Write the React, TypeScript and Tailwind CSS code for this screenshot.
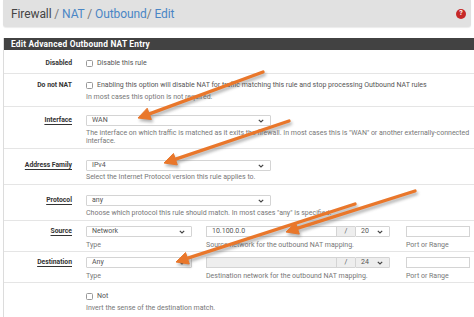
import React from "react";

type ArrowDef = { x1: number; y1: number; x2: number; y2: number };

const arrows: ArrowDef[] = [
  { x1: 263, y1: 72, x2: 138, y2: 118 },
  { x1: 289, y1: 121, x2: 164, y2: 163 },
  { x1: 415, y1: 191, x2: 286, y2: 232 },
  { x1: 355, y1: 204, x2: 176, y2: 262 },
];

function Arrow({ a, color, dx = 0, dy = 0 }: { a: ArrowDef; color: string; dx?: number; dy?: number }) {
  const vx = a.x2 - a.x1;
  const vy = a.y2 - a.y1;
  const len = Math.hypot(vx, vy);
  const ux = vx / len;
  const uy = vy / len;
  const headLen = 12;
  const headW = 6;
  const bx = a.x2 - ux * headLen;
  const by = a.y2 - uy * headLen;
  const px = -uy;
  const py = ux;
  const pts = [
    [a.x2 + dx, a.y2 + dy],
    [bx + px * headW + dx, by + py * headW + dy],
    [bx - px * headW + dx, by - py * headW + dy],
  ]
    .map((p) => p.join(","))
    .join(" ");
  return (
    <g>
      <line
        x1={a.x1 + dx}
        y1={a.y1 + dy}
        x2={bx + ux * 2 + dx}
        y2={by + uy * 2 + dy}
        stroke={color}
        strokeWidth={3.4}
        strokeLinecap="round"
      />
      <polygon points={pts} fill={color} strokeLinejoin="round" stroke={color} strokeWidth={1} />
    </g>
  );
}

function Chevron() {
  return (
    <svg width="6" height="4" viewBox="0 0 6 4" className="shrink-0">
      <path d="M0.8 0.8 L3 3 L5.2 0.8" fill="none" stroke="#444" strokeWidth="1.2" />
    </svg>
  );
}

function Select({ value, w, disabled = false }: { value: string; w: string; disabled?: boolean }) {
  return (
    <div
      className={`${w} h-[11px] border border-[#d4d4d4] rounded-[1px] flex items-center justify-between pl-[5px] pr-[6px] text-[7px] text-[#555] ${
        disabled ? "bg-[#eeeeee]" : "bg-white"
      }`}
    >
      <span>{value}</span>
      <Chevron />
    </div>
  );
}

function Checkbox() {
  return <div className="w-[7px] h-[7px] border border-[#999] rounded-[1.5px] bg-white shrink-0" />;
}

function Help({ children, className = "" }: { children: React.ReactNode; className?: string }) {
  return <div className={`text-[7px] leading-[8px] text-[#777] whitespace-nowrap ${className}`}>{children}</div>;
}

function Label({ text, underline = false }: { text: string; underline?: boolean }) {
  return (
    <div className="w-[68px] shrink-0 h-[11px] flex items-center justify-end">
      <span
        className={`text-[6.8px] font-bold text-[#333] whitespace-nowrap ${
          underline ? "underline decoration-[#333] underline-offset-[1.5px]" : ""
        }`}
      >
        {text}
      </span>
    </div>
  );
}

export default function App() {
  return (
    <div
      className="relative w-[474px] h-[317px] overflow-hidden bg-white"
      style={{ fontFamily: "Roboto, 'Liberation Sans', sans-serif" }}
    >
      {/* Breadcrumb */}
      <div className="mx-[3px] h-[27px] bg-[#e1e1e1] rounded-b-[3px] shadow-[0_1px_1px_rgba(0,0,0,0.08)] flex items-center justify-between pl-[8px] pr-[5px]">
        <div className="text-[12px] text-[#444] whitespace-nowrap tracking-[-0.1px]">
          Firewall <span className="text-[#777]">/</span> <span className="text-[#4a86c5]">NAT</span>{" "}
          <span className="text-[#777]">/</span> <span className="text-[#4a86c5]">Outbound</span>
          <span className="text-[#777]">/</span> <span className="text-[#4a86c5]">Edit</span>
        </div>
        <div className="w-[10px] h-[10px] rounded-full bg-[#c62828] text-white text-[7px] font-bold flex items-center justify-center leading-none">
          ?
        </div>
      </div>

      {/* Panel */}
      <div className="mt-[11px] ml-[3px] border-l border-[#dcdcdc]">
        <div className="h-[12px] bg-[#424242] flex items-center pl-[7px]">
          <span className="text-white font-bold text-[8.4px] tracking-[0.2px] whitespace-nowrap">
            Edit Advanced Outbound NAT Entry
          </span>
        </div>

        {/* Disabled */}
        <div className="h-[24px] flex pt-[8px] border-b border-[#e5e5e5]">
          <Label text="Disabled" />
          <div className="ml-[14px] h-[11px] flex items-center gap-[4px]">
            <Checkbox />
            <span className="text-[7px] text-[#555]">Disable this rule</span>
          </div>
        </div>

        {/* Do not NAT */}
        <div className="h-[33px] flex pt-[6px] border-b border-[#e5e5e5]">
          <Label text="Do not NAT" />
          <div className="ml-[14px]">
            <div className="h-[11px] flex items-center gap-[4px]">
              <Checkbox />
              <span className="text-[7px] text-[#555] whitespace-nowrap">
                Enabling this option will disable NAT for traffic matching this rule and stop processing Outbound NAT rules
              </span>
            </div>
            <Help className="mt-[2px]">In most cases this option is not required.</Help>
          </div>
        </div>

        {/* Interface */}
        <div className="h-[42px] flex pt-[8px] border-b border-[#e5e5e5]">
          <Label text="Interface" underline />
          <div className="ml-[14px]">
            <Select value="WAN" w="w-[185px]" />
            <Help className="mt-[3px]">
              The interface on which traffic is matched as it exits the firewall. In most cases this is "WAN" or another
              externally-connected
            </Help>
            <Help>interface.</Help>
          </div>
        </div>

        {/* Address Family */}
        <div className="h-[36px] flex pt-[11px] border-b border-[#e5e5e5]">
          <Label text="Address Family" underline />
          <div className="ml-[14px]">
            <Select value="IPv4" w="w-[185px]" />
            <Help className="mt-[2px]">Select the Internet Protocol version this rule applies to.</Help>
          </div>
        </div>

        {/* Protocol */}
        <div className="h-[36px] flex pt-[10px] border-b border-[#e5e5e5]">
          <Label text="Protocol" underline />
          <div className="ml-[14px]">
            <Select value="any" w="w-[185px]" />
            <Help className="mt-[3px]">Choose which protocol this rule should match. In most cases "any" is specified.</Help>
          </div>
        </div>

        {/* Source */}
        <div className="h-[31px] flex pt-[5px] border-b border-[#e5e5e5]">
          <Label text="Source" underline />
          <div className="ml-[14px] flex">
            <div className="w-[120px]">
              <Select value="Network" w="w-[106px]" />
              <Help className="mt-[4px]">Type</Help>
            </div>
            <div className="w-[200px]">
              <div className="flex">
                <div className="w-[131px] h-[11px] border border-[#d4d4d4] bg-white pl-[5px] flex items-center text-[7px] text-[#555]">
                  10.100.0.0
                </div>
                <div className="w-[18px] h-[11px] border-y border-[#d4d4d4] bg-[#eeeeee] flex items-center justify-center text-[7px] text-[#555]">
                  /
                </div>
                <Select value="20" w="w-[35px]" />
              </div>
              <Help className="mt-[4px]">Source network for the outbound NAT mapping.</Help>
            </div>
            <div>
              <div className="w-[64px] h-[11px] border border-[#d4d4d4] bg-white" />
              <Help className="mt-[4px]">Port or Range</Help>
            </div>
          </div>
        </div>

        {/* Destination */}
        <div className="h-[31px] flex pt-[5px] border-b border-[#e5e5e5]">
          <Label text="Destination" underline />
          <div className="ml-[14px] flex">
            <div className="w-[120px]">
              <Select value="Any" w="w-[106px]" />
              <Help className="mt-[4px]">Type</Help>
            </div>
            <div className="w-[200px]">
              <div className="flex">
                <div className="w-[131px] h-[11px] border border-[#d4d4d4] bg-[#eeeeee]" />
                <div className="w-[18px] h-[11px] border-y border-[#d4d4d4] bg-[#eeeeee] flex items-center justify-center text-[7px] text-[#555]">
                  /
                </div>
                <Select value="24" w="w-[35px]" disabled />
              </div>
              <Help className="mt-[4px]">Destination network for the outbound NAT mapping.</Help>
            </div>
            <div>
              <div className="w-[64px] h-[11px] border border-[#d4d4d4] bg-white" />
              <Help className="mt-[4px]">Port or Range</Help>
            </div>
          </div>
        </div>

        {/* Not */}
        <div className="h-[40px] flex pt-[8px]">
          <div className="w-[68px] shrink-0" />
          <div className="ml-[14px]">
            <div className="h-[11px] flex items-center gap-[4px]">
              <Checkbox />
              <span className="text-[7px] text-[#555]">Not</span>
            </div>
            <Help className="mt-[2px]">Invert the sense of the destination match.</Help>
          </div>
        </div>
      </div>

      {/* Annotation arrows */}
      <svg className="absolute inset-0 pointer-events-none" width="474" height="317" viewBox="0 0 474 317">
        <defs>
          <filter id="blur" x="-20%" y="-20%" width="140%" height="140%">
            <feGaussianBlur stdDeviation="1.5" />
          </filter>
        </defs>
        <g filter="url(#blur)" opacity="0.45">
          {arrows.map((a, i) => (
            <Arrow key={"s" + i} a={a} color="#555" dx={1.5} dy={2.5} />
          ))}
        </g>
        {arrows.map((a, i) => (
          <Arrow key={i} a={a} color="#e9772b" />
        ))}
      </svg>
    </div>
  );
}
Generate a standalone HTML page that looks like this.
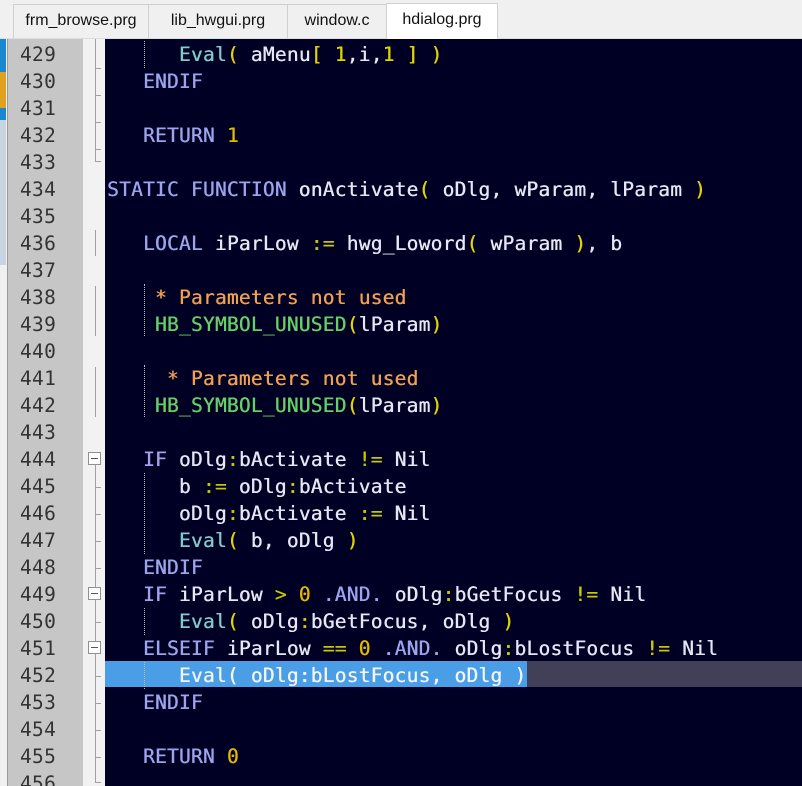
<!DOCTYPE html>
<html><head><meta charset="utf-8"><style>
html,body{margin:0;width:802px;height:786px;overflow:hidden}
body{background:#f0f0f0;position:relative;font-family:"DejaVu Sans Mono",monospace}
.tabs{position:absolute;left:0;top:0;width:802px;height:38px;background:#f0f0f0;border-bottom:1px solid #ddd}
.tab{position:absolute;top:4px;height:33px;border:1px solid #d0d0d0;border-bottom:none;background:#f0f0f0;font:16px "Liberation Sans",sans-serif;color:#111;text-align:center;line-height:32px}
.tab.act{background:#fff;top:3px;height:35px}
.gut{position:absolute;left:7px;top:39px;width:76px;height:747px;background:#c6c6c6;border-left:1px solid #999}
.fold{position:absolute;left:83px;top:39px;width:22px;height:747px;background:#f2f2f2}
.code{position:absolute;left:105px;top:39px;width:697px;height:747px;background:#000024}
.ln{position:absolute;left:20px;font-size:19.5px;color:#333;line-height:27px;letter-spacing:0.3px}
.l{position:absolute;left:107px;font-size:19.5px;line-height:27px;white-space:pre;color:#e6e6f4;letter-spacing:0.24px;text-shadow:0.4px 0 0 currentColor}
.k{color:#9ea4ec}.f{color:#80cccc}.y{color:#e2d200}.o{color:#c8c800}.c{color:#f0a050}.g{color:#66d066}.n{color:#e2b800}
.hl{position:absolute;left:105px;top:661px;width:697px;height:26px;background:#414058}
.sel{position:absolute;left:105px;top:661px;width:422px;height:26px;background:#4a9ee6}
.vl{position:absolute;left:95px;width:1px;background:#a0a0a0}
.tk{position:absolute;left:95px;width:6px;height:1px;background:#a0a0a0}
.bx{position:absolute;left:88px;width:13px;height:13px;border:1px solid #909090;background:#fff;box-sizing:border-box}
.bx:after{content:"";position:absolute;left:2px;top:5px;width:7px;height:1px;background:#555}
.dg{position:absolute;width:0;border-left:1px dotted #bbb}
</style></head><body>
<div style="position:absolute;left:0;top:33px;width:6px;height:87px;background:#1a88d0"></div>
<div style="position:absolute;left:0;top:72px;width:6px;height:36px;background:#e0a020"></div>
<div style="position:absolute;left:0;top:120px;width:6px;height:145px;background:#c8d4e0"></div>
<div class="tabs">
<div class="tab" style="left:13px;width:134px">frm_browse.prg</div>
<div class="tab" style="left:148px;width:138px">lib_hwgui.prg</div>
<div class="tab" style="left:287px;width:98px">window.c</div>
<div class="tab act" style="left:386px;width:110px">hdialog.prg</div>
</div>
<div class="gut"></div><div class="fold"></div><div class="code"></div>
<div class="hl"></div><div class="sel"></div>
<div class="vl" style="top:39px;height:122px"></div>
<div class="tk" style="top:68px"></div><div class="tk" style="top:95px"></div><div class="tk" style="top:122px"></div><div class="tk" style="top:149px"></div><div class="tk" style="top:161px"></div>
<div class="vl" style="top:230px;height:26px"></div>
<div class="vl" style="top:286px;height:50px"></div>
<div class="vl" style="top:367px;height:50px"></div>
<div class="vl" style="top:453px;height:330px"></div>
<div class="bx" style="top:452px"></div><div class="bx" style="top:587px"></div><div class="bx" style="top:641px"></div>
<div class="tk" style="top:487px"></div><div class="tk" style="top:514px"></div><div class="tk" style="top:541px"></div><div class="tk" style="top:568px"></div><div class="tk" style="top:622px"></div><div class="tk" style="top:676px"></div><div class="tk" style="top:703px"></div><div class="tk" style="top:730px"></div><div class="tk" style="top:757px"></div><div class="tk" style="top:782px"></div>
<div class="dg" style="left:144px;top:41px;height:27px"></div>
<div class="dg" style="left:144px;top:284px;height:52px"></div>
<div class="dg" style="left:144px;top:365px;height:52px"></div>
<div class="dg" style="left:144px;top:473px;height:81px"></div>
<div class="dg" style="left:144px;top:608px;height:27px"></div>
<div class="dg" style="left:144px;top:662px;height:27px"></div>

<div class="ln" style="top:41px">429</div><div class="l" style="top:41px">      <span class="f">Eval</span><span class="y">(</span> aMenu<span class="y">[ 1</span>,i,<span class="y">1 ] )</span></div>
<div class="ln" style="top:68px">430</div><div class="l k" style="top:68px">   ENDIF</div>
<div class="ln" style="top:95px">431</div>
<div class="ln" style="top:122px">432</div><div class="l" style="top:122px">   <span class="k">RETURN</span> <span class="n">1</span></div>
<div class="ln" style="top:149px">433</div>
<div class="ln" style="top:176px">434</div><div class="l" style="top:176px"><span class="k">STATIC FUNCTION</span> onActivate<span class="y">(</span> oDlg, wParam, lParam <span class="y">)</span></div>
<div class="ln" style="top:203px">435</div>
<div class="ln" style="top:230px">436</div><div class="l" style="top:230px">   <span class="k">LOCAL</span> iParLow <span class="o">:=</span> hwg_Loword<span class="y">(</span> wParam <span class="y">)</span>, b</div>
<div class="ln" style="top:257px">437</div>
<div class="ln" style="top:284px">438</div><div class="l c" style="top:284px">    * Parameters not used</div>
<div class="ln" style="top:311px">439</div><div class="l" style="top:311px">    <span class="g">HB_SYMBOL_UNUSED</span><span class="y">(</span>lParam<span class="y">)</span></div>
<div class="ln" style="top:338px">440</div>
<div class="ln" style="top:365px">441</div><div class="l c" style="top:365px">     * Parameters not used</div>
<div class="ln" style="top:392px">442</div><div class="l" style="top:392px">    <span class="g">HB_SYMBOL_UNUSED</span><span class="y">(</span>lParam<span class="y">)</span></div>
<div class="ln" style="top:419px">443</div>
<div class="ln" style="top:446px">444</div><div class="l" style="top:446px">   <span class="k">IF</span> oDlg<span class="o">:</span>bActivate <span class="o">!=</span> Nil</div>
<div class="ln" style="top:473px">445</div><div class="l" style="top:473px">      b <span class="o">:=</span> oDlg<span class="o">:</span>bActivate</div>
<div class="ln" style="top:500px">446</div><div class="l" style="top:500px">      oDlg<span class="o">:</span>bActivate <span class="o">:=</span> Nil</div>
<div class="ln" style="top:527px">447</div><div class="l" style="top:527px">      <span class="f">Eval</span><span class="y">(</span> b, oDlg <span class="y">)</span></div>
<div class="ln" style="top:554px">448</div><div class="l k" style="top:554px">   ENDIF</div>
<div class="ln" style="top:581px">449</div><div class="l" style="top:581px">   <span class="k">IF</span> iParLow <span class="o">&gt;</span> <span class="n">0</span> <span class="k">.AND.</span> oDlg<span class="o">:</span>bGetFocus <span class="o">!=</span> Nil</div>
<div class="ln" style="top:608px">450</div><div class="l" style="top:608px">      <span class="f">Eval</span><span class="y">(</span> oDlg<span class="o">:</span>bGetFocus, oDlg <span class="y">)</span></div>
<div class="ln" style="top:635px">451</div><div class="l" style="top:635px">   <span class="k">ELSEIF</span> iParLow <span class="o">==</span> <span class="n">0</span> <span class="k">.AND.</span> oDlg<span class="o">:</span>bLostFocus <span class="o">!=</span> Nil</div>
<div class="ln" style="top:662px">452</div><div class="l" style="top:662px;color:#f4f4ff">      Eval( oDlg:bLostFocus, oDlg )</div>
<div class="ln" style="top:689px">453</div><div class="l k" style="top:689px">   ENDIF</div>
<div class="ln" style="top:716px">454</div>
<div class="ln" style="top:743px">455</div><div class="l" style="top:743px">   <span class="k">RETURN</span> <span class="n">0</span></div>
<div class="ln" style="top:770px">456</div>
</body></html>
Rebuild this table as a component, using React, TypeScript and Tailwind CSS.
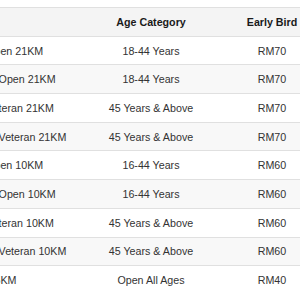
import React from 'react';

const rows = [
  { name: 'Male Open 21KM', age: '18-44 Years', price: 'RM70' },
  { name: 'Female Open 21KM', age: '18-44 Years', price: 'RM70' },
  { name: 'Male Veteran 21KM', age: '45 Years & Above', price: 'RM70' },
  { name: 'Female Veteran 21KM', age: '45 Years & Above', price: 'RM70' },
  { name: 'Male Open 10KM', age: '16-44 Years', price: 'RM60' },
  { name: 'Female Open 10KM', age: '16-44 Years', price: 'RM60' },
  { name: 'Male Veteran 10KM', age: '45 Years & Above', price: 'RM60' },
  { name: 'Female Veteran 10KM', age: '45 Years & Above', price: 'RM60' },
  { name: 'Family 5KM', age: 'Open All Ages', price: 'RM40' },
];

export default function App() {
  return (
    <div className="w-[300px] h-[300px] overflow-hidden bg-white pt-[7px] text-[10.7px] font-['Liberation_Sans',Arial,sans-serif]">
      <div className="ml-[-48px] w-[348px]">
        <div className="grid grid-cols-[106px_186px_56px] h-[28.7px] items-center border-t border-[#e0e0e0] bg-[#f4f4f4] font-bold text-[#1a1a1a]">
          <div className="pl-[8px] whitespace-nowrap">Event</div>
          <div className="text-center">Age Category</div>
          <div className="text-center whitespace-nowrap">Early Bird</div>
        </div>
        {rows.map((r, i) => (
          <div
            key={r.name}
            className={`grid grid-cols-[106px_186px_56px] h-[28.7px] items-center border-t border-[#e0e0e0] text-[#333] ${i % 2 === 1 ? 'bg-[#f8f8f8]' : 'bg-white'}`}
          >
            <div className="pl-[8px] whitespace-nowrap">{r.name}</div>
            <div className="text-center whitespace-nowrap">{r.age}</div>
            <div className="text-center">{r.price}</div>
          </div>
        ))}
      </div>
    </div>
  );
}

Exercise details:
Your task is to gather every line with the word "code" and copy it.

Task response:
Write the React, TypeScript and Tailwind CSS code for this screenshot.
.code{position:absolute;left:105px;top:39px;width:697px;height:747px;background:#000024}
<div class="gut"></div><div class="fold"></div><div class="code"></div>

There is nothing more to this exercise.